The Acoustic Research Measurement (ARM) flights, which concluded in May, at NASA’s Armstrong Flight Research Center in California, tested technology to address airframe noise, or noise that is produced by non-propulsive parts of the aircraft, during landing. The flights successfully combined several technologies to achieve a greater than 70 percent reduction in airframe noise.
Working closely with the flight test team, we predicted results ahead of the flights, and directly compared our simulation results with test measurements to validate the accuracy of the predictions. Photogrammetric data ensures that the geometric models used in these predictions accurately represent the tested configurations.

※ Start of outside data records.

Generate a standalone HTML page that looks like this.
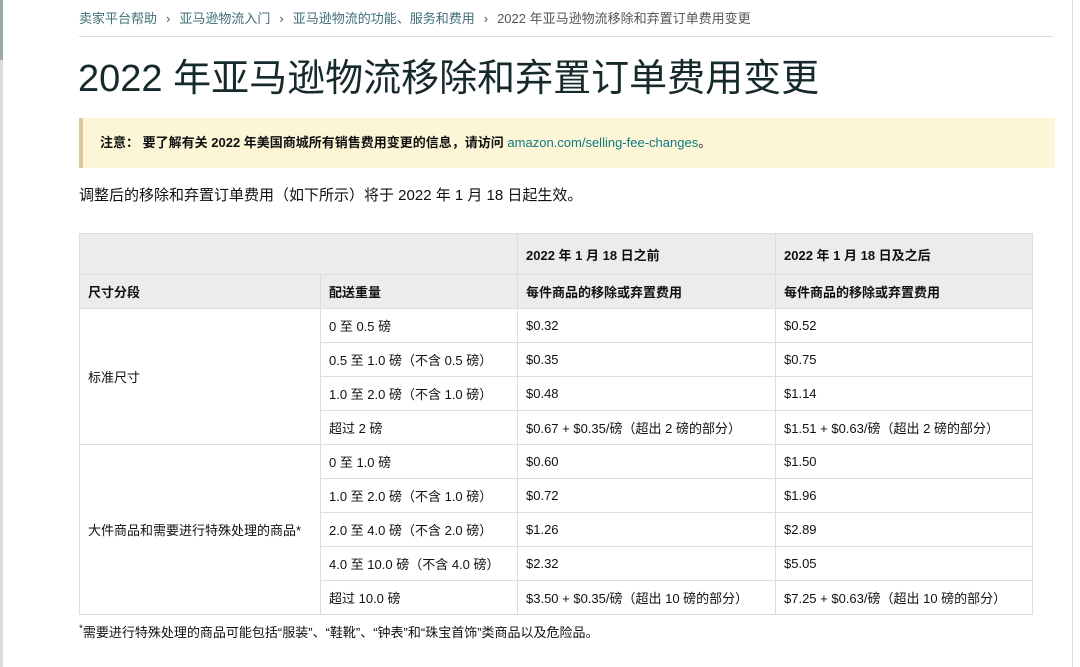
<!DOCTYPE html>
<html><head><meta charset="utf-8"><style>
html,body{margin:0;padding:0;background:#fff;width:1080px;height:667px;overflow:hidden}
body{font-family:"Liberation Sans","Noto Sans CJK SC",sans-serif;color:#0f1111;position:relative}
.lbar{position:absolute;left:0;top:0;width:3px;height:667px;background:#ddd}
.lbar2{position:absolute;left:0;top:0;width:3px;height:60px;background:#9aa}
.rbar{position:absolute;left:1072px;top:0;width:1px;height:667px;background:#ddd}
.bc{position:absolute;left:79px;top:8px;font-size:13px;color:#3f6e75;white-space:nowrap}
.bc .s{color:#555;margin:0 9px}
.bc .cur{color:#555}
.hr{position:absolute;left:79px;top:36px;width:974px;height:1px;background:#ddd}
h1{position:absolute;left:78px;top:51px;margin:0;font-size:38px;font-weight:400;color:#16292b;white-space:nowrap;line-height:56px}
.note{position:absolute;left:79px;top:118px;width:976px;height:50px;background:#fdf6d6;border-left:4px solid #d8c89a;box-sizing:border-box;font-size:13px;line-height:50px;padding-left:17px;white-space:nowrap}
.note b{font-weight:700}
.note a{color:#0e7a85;text-decoration:none;font-weight:400}
.p{position:absolute;left:79px;top:184px;font-size:15px;white-space:nowrap}
table{position:absolute;left:79px;top:233px;border-collapse:collapse;font-size:13px}
td{border:1px solid #ddd;padding:0 0 0 8px;height:33px;white-space:nowrap}
.h td{background:#ececec;font-weight:700}
.foot{position:absolute;left:79px;top:622px;font-size:13px;white-space:nowrap}
.foot sup{font-size:10px}
</style></head><body>
<div class="lbar"></div><div class="lbar2"></div><div class="rbar"></div>
<div class="bc">卖家平台帮助<span class="s">›</span>亚马逊物流入门<span class="s">›</span>亚马逊物流的功能、服务和费用<span class="s">›</span><span class="cur">2022 年亚马逊物流移除和弃置订单费用变更</span></div>
<div class="hr"></div>
<h1>2022 年亚马逊物流移除和弃置订单费用变更</h1>
<div class="note"><b>注意：</b> <b>要了解有关 2022 年美国商城所有销售费用变更的信息，请访问</b> <a>amazon.com/selling-fee-changes</a>。</div>
<div class="p">调整后的移除和弃置订单费用（如下所示）将于 2022 年 1 月 18 日起生效。</div>
<table>
<colgroup><col style="width:241px"><col style="width:197px"><col style="width:258px"><col style="width:257px"></colgroup>
<tr class="h"><td colspan="2" style="height:40px"></td><td style="height:40px">2022 年 1 月 18 日之前</td><td style="height:40px">2022 年 1 月 18 日及之后</td></tr>
<tr class="h"><td>尺寸分段</td><td>配送重量</td><td>每件商品的移除或弃置费用</td><td>每件商品的移除或弃置费用</td></tr>
<tr><td rowspan="4">标准尺寸</td><td>0 至 0.5 磅</td><td>$0.32</td><td>$0.52</td></tr>
<tr><td>0.5 至 1.0 磅（不含 0.5 磅）</td><td>$0.35</td><td>$0.75</td></tr>
<tr><td>1.0 至 2.0 磅（不含 1.0 磅）</td><td>$0.48</td><td>$1.14</td></tr>
<tr><td>超过 2 磅</td><td>$0.67 + $0.35/磅（超出 2 磅的部分）</td><td>$1.51 + $0.63/磅（超出 2 磅的部分）</td></tr>
<tr><td rowspan="5">大件商品和需要进行特殊处理的商品*</td><td>0 至 1.0 磅</td><td>$0.60</td><td>$1.50</td></tr>
<tr><td>1.0 至 2.0 磅（不含 1.0 磅）</td><td>$0.72</td><td>$1.96</td></tr>
<tr><td>2.0 至 4.0 磅（不含 2.0 磅）</td><td>$1.26</td><td>$2.89</td></tr>
<tr><td>4.0 至 10.0 磅（不含 4.0 磅）</td><td>$2.32</td><td>$5.05</td></tr>
<tr><td>超过 10.0 磅</td><td>$3.50 + $0.35/磅（超出 10 磅的部分）</td><td>$7.25 + $0.63/磅（超出 10 磅的部分）</td></tr>
</table>
<div class="foot"><sup>*</sup>需要进行特殊处理的商品可能包括“服装”、“鞋靴”、“钟表”和“珠宝首饰”类商品以及危险品。</div>
</body></html>
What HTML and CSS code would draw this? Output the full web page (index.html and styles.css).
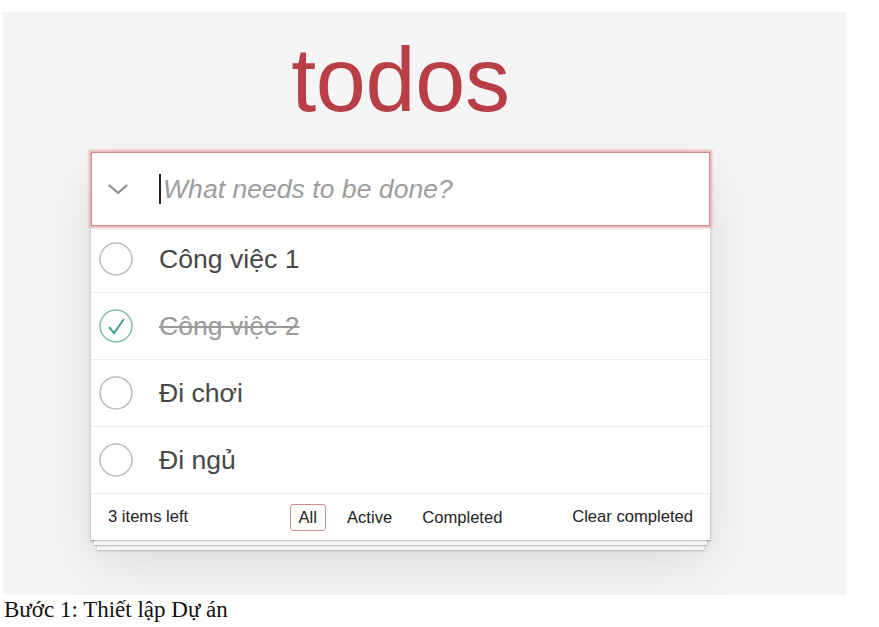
FILE: index.html
```html
<!DOCTYPE html>
<html lang="vi">
<head>
<meta charset="utf-8">
<title>todos</title>
<link rel="stylesheet" href="styles.css">
</head>
<body>
<div class="shot">
  <div class="app-col">
    <h1 class="title">todos</h1>
    <section class="todoapp">
      <div class="header">
        <svg class="toggle" width="20" height="11" viewBox="0 0 20 11"><path d="M1.5 1.5 L10 9 L18.5 1.5" fill="none" stroke="#8c8c8c" stroke-width="2.2" stroke-linecap="round" stroke-linejoin="round"/></svg>
        <span class="caret"></span>
        <span class="placeholder">What needs to be done?</span>
      </div>
      <ul class="list">
        <li class="item">
          <svg class="check" width="34" height="34" viewBox="0 0 34 34"><circle cx="17" cy="17" r="16" fill="none" stroke="#bdbdbd" stroke-width="1.5"/></svg>
          <span class="label">Công việc 1</span>
        </li>
        <li class="item done">
          <svg class="check" width="34" height="34" viewBox="0 0 34 34"><circle cx="17" cy="17" r="16" fill="none" stroke="#82bfb1" stroke-width="1.5"/><path d="M10 18 L15 24 L25 10" fill="none" stroke="#3ea390" stroke-width="2"/></svg>
          <span class="label">Công việc 2</span>
        </li>
        <li class="item">
          <svg class="check" width="34" height="34" viewBox="0 0 34 34"><circle cx="17" cy="17" r="16" fill="none" stroke="#bdbdbd" stroke-width="1.5"/></svg>
          <span class="label">Đi chơi</span>
        </li>
        <li class="item">
          <svg class="check" width="34" height="34" viewBox="0 0 34 34"><circle cx="17" cy="17" r="16" fill="none" stroke="#bdbdbd" stroke-width="1.5"/></svg>
          <span class="label">Đi ngủ</span>
        </li>
      </ul>
      <footer class="footer">
        <span class="count">3 items left</span>
        <ul class="filters">
          <li><a class="selected">All</a></li>
          <li><a>Active</a></li>
          <li><a>Completed</a></li>
        </ul>
        <span class="clear">Clear completed</span>
      </footer>
    </section>
  </div>
</div>
<p class="caption">Bước 1: Thiết lập Dự án</p>
</body>
</html>
```
FILE: styles.css
```css
body {
  margin: 0;
  background: #ffffff;
  font-family: "Liberation Sans", Arial, sans-serif;
}

.shot {
  margin: 12px 0 0 3px;
  width: 843px;
  height: 583px;
  box-sizing: border-box;
  padding-left: 88px;
  background: #f5f5f5;
  overflow: hidden;
}

.app-col {
  width: 619px;
}

.title {
  margin: 0 0 27px;
  padding-top: 23px;
  height: 90px;
  font-size: 90px;
  line-height: 90px;
  font-weight: normal;
  text-align: center;
  color: #b83f45;
  letter-spacing: -0.3px;
}

.todoapp {
  background: #fff;
  box-shadow: 0 2px 4px rgba(0, 0, 0, 0.2), 0 25px 50px rgba(0, 0, 0, 0.1);
}

.header {
  height: 74px;
  box-sizing: border-box;
  border: 1px solid #d48a8a;
  box-shadow: 0 0 2px 2px #e9b6b6;
  display: flex;
  align-items: center;
  position: relative;
}

.toggle {
  margin-left: 16px;
  margin-right: 31px;
  flex: none;
}

.caret {
  width: 2px;
  height: 30px;
  background: #222;
  flex: none;
}

.placeholder {
  margin-left: 2px;
  font-size: 26.6px;
  font-style: italic;
  color: #9d9d9d;
}

.list {
  list-style: none;
  margin: 0;
  padding: 0;
}

.item {
  height: 67px;
  box-sizing: border-box;
  border-bottom: 1px solid #ededed;
  display: flex;
  align-items: center;
}

.check {
  margin-left: 8px;
  flex: none;
}

.label {
  margin-left: 26px;
  font-size: 26.6px;
  color: #484848;
}

.done .label {
  color: #9a9a9a;
  text-decoration: line-through;
}

.footer {
  position: relative;
  height: 46px;
  box-sizing: border-box;
  padding: 0 17px;
  display: grid;
  grid-template-columns: 1fr auto 1fr;
  align-items: center;
  font-size: 16.6px;
  color: #222;
}

.footer::before {
  content: "";
  position: absolute;
  left: 0;
  right: 0;
  bottom: 0;
  height: 46px;
  box-shadow: 0 1px 1px rgba(0, 0, 0, 0.2), 0 8px 0 -3px #f6f6f6, 0 9px 1px -3px rgba(0, 0, 0, 0.2), 0 16px 0 -6px #f6f6f6, 0 17px 2px -6px rgba(0, 0, 0, 0.2);
}

.filters {
  list-style: none;
  margin: 0;
  padding: 0;
  display: flex;
  gap: 12px;
}

.filters a {
  display: block;
  padding: 3px 8px;
  line-height: 19px;
  border: 1px solid transparent;
  border-radius: 3px;
}

.filters a.selected {
  border-color: #d98a8a;
}

.clear {
  justify-self: end;
}

.caption {
  margin: 2px 0 0 4px;
  font-family: "Liberation Serif", "Times New Roman", serif;
  font-size: 23px;
  color: #111;
}
```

Deformation and Structural Analysis
Aircraft components deform under aerodynamic loads, and these deformations can affect both aerodynamic performance and noise generation. Photogrammetry enables measurement of these deformations without interfering with the flow field or requiring physical contact with the components.
By comparing photogrammetric measurements taken under different flight conditions, engineers can understand how components flex and deform during operation. This information helps refine structural designs to maintain optimal geometry for noise reduction while meeting strength and weight requirements.
Specific Noise Reduction Technologies Enhanced by Photogrammetry
Photogrammetry has contributed to the development and validation of numerous specific noise reduction technologies. Understanding these applications illustrates the versatility and value of photogrammetric techniques in aerospace acoustics.
Landing Gear Fairings and Treatments
Landing gear represents one of the most significant airframe noise sources during approach and landing. The complex geometry of landing gear assemblies creates turbulent flow and vortex shedding that generate broadband noise. Fairings—streamlined covers that smooth the airflow around landing gear components—can significantly reduce this noise.
While porous concepts for landing gear fairings have been studied before, NASA’s design was based on extensive computer simulations to produce the maximum amount of noise reduction without the penalty of increasing aerodynamic drag. Photogrammetry enables precise measurement of these fairings, ensuring they match the optimized designs developed through simulation.
The landing gear cavity was treated with a series of chevrons near its leading edge, and a net stretched across the opening to alter airflow, aligning it more with the wing. Photogrammetric measurements verify the installation and geometry of these treatments, which must be precisely positioned to achieve their intended acoustic benefits.
High-Lift Device Modifications
Wing flaps and slats, collectively known as high-lift devices, generate significant noise during approach when they are deployed. The gaps between these devices and the main wing, as well as the flow separation at their edges, create noise that can dominate the overall aircraft acoustic signature during landing.
Photogrammetry supports the development of quieter high-lift devices by enabling precise measurement of gap dimensions, edge geometries, and surface contours. Engineers can use photogrammetric data to verify that manufactured components meet design tolerances and to correlate geometric variations with acoustic performance.
Porous edge treatments, which allow some airflow to pass through the material rather than separating at sharp edges, have shown promise for reducing high-lift device noise. Photogrammetry helps characterize the geometry of these porous materials and verify their installation on test articles.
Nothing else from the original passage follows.